"I the Lord cannot look upon sin with the least degree of allowance"
Schools and workplaces sometimes have explicit "zero tolerance" policies for certain kinds of misbehavior they find most egregious. In the academic setting, this most often refers to drugs or violence. The idea is that infractions in these areas aren't matters for explaining yourself to authorities who have discretion as to whether or not and to what degree to apply a penalty. Instead, they are a "you do the crime, you do the time" concept where the penalty is applied automatically no matter how light or "first time" your drug use was, or how justified or defensive your violence was. More broadly, the policies are designed to remove all doubt from all members of the affected community that there is no acceptable reason for the infraction. And they are also popular because the administrators don't need to engage in the messy business of moral judgment--they can just be blind to anyone's reasons, the context of the event, and the prevailing moral baseline of the community, and still come off as supporting high standards of behavior. It's using neutrality as cover for moral relativity.
As the moral law-giver Himself, the Lord doesn't fall into the category of moral relativist in the slightest. This verse casts Him as the embodiment of the opposite: moral absolutism.
But be careful to judge only as He does with respect to two implications: 1. Tolerance and allowance are different concepts; 2. Sins are not the same things as mistakes.
1. I know of now other Christian denomination that declares such bold doctrines as to suggest that God is capable of certain behaviors that would result in His immediate cessation of being God. That there are principles superordinate to the Supreme Being. In order for God to be God, He must be a God of justice, and perfectly so. If He is merely an arbitrary Being whose commands are rooted in whim, not reason, then obedience to Him is purposeless. But because He has a purpose, and it has been revealed, all of His laws have a design serving that purpose: our happiness. Purpose, design, and justice are all inherent principles of our creation.
And so is judgment day.
The principle of accountability for our choices in this mortal life is as immutable as God's just character. No matter how small, no matter how justified we think we are, no matter our weakness or the other guy's bad character, we will all have no excuse one day. No excuse, but perhaps a covering. If we repent, the Savior will take upon Himself our guilt no matter how excuse-free our guilt is. His merciful grace is our Good News.
Until then, however, mortality definitely still is a space where sin is tolerated--only temporarily, of course, but this fallen world with sin and sin's consequences in it is part of what makes the space a worthy test.

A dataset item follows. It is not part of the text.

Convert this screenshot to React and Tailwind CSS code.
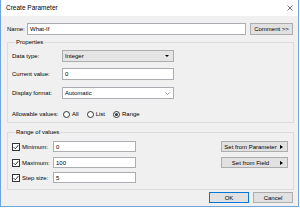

God doesn't allow sin, we do. And His promise and design is that this temporary allowance teach us in the here and now what is and what is not tolerable. Until it stops, and we are left either covered or convicted.
2. God has a will, and the more we surrender ours to His, the better we grow and benefit. He directs individuals sometimes in very detailed ways. But when it comes to public pronouncements of His will, He chooses authorized voices--prophets--and gives them commandments. Being under commandment and failing to obey is sin. Knowing the commandment and choosing to disobey it is sin. Is one more condemnable for its active and rebellious nature and another less for its passive nature, and for the weak nature of those who fail to obey it? Maybe, but none of it will be excused, which is to say that all of it will prevent our celestial happiness.
But there are tons of choices we can make that don't fall under the obedience versus disobedience to God rubric, and yet can have serious consequences for us. These are mistakes. These aren't what God is judging, so we shouldn't either. God looks upon weakness differently than He looks upon rebellion. And He looks upon mistakes differently than sins.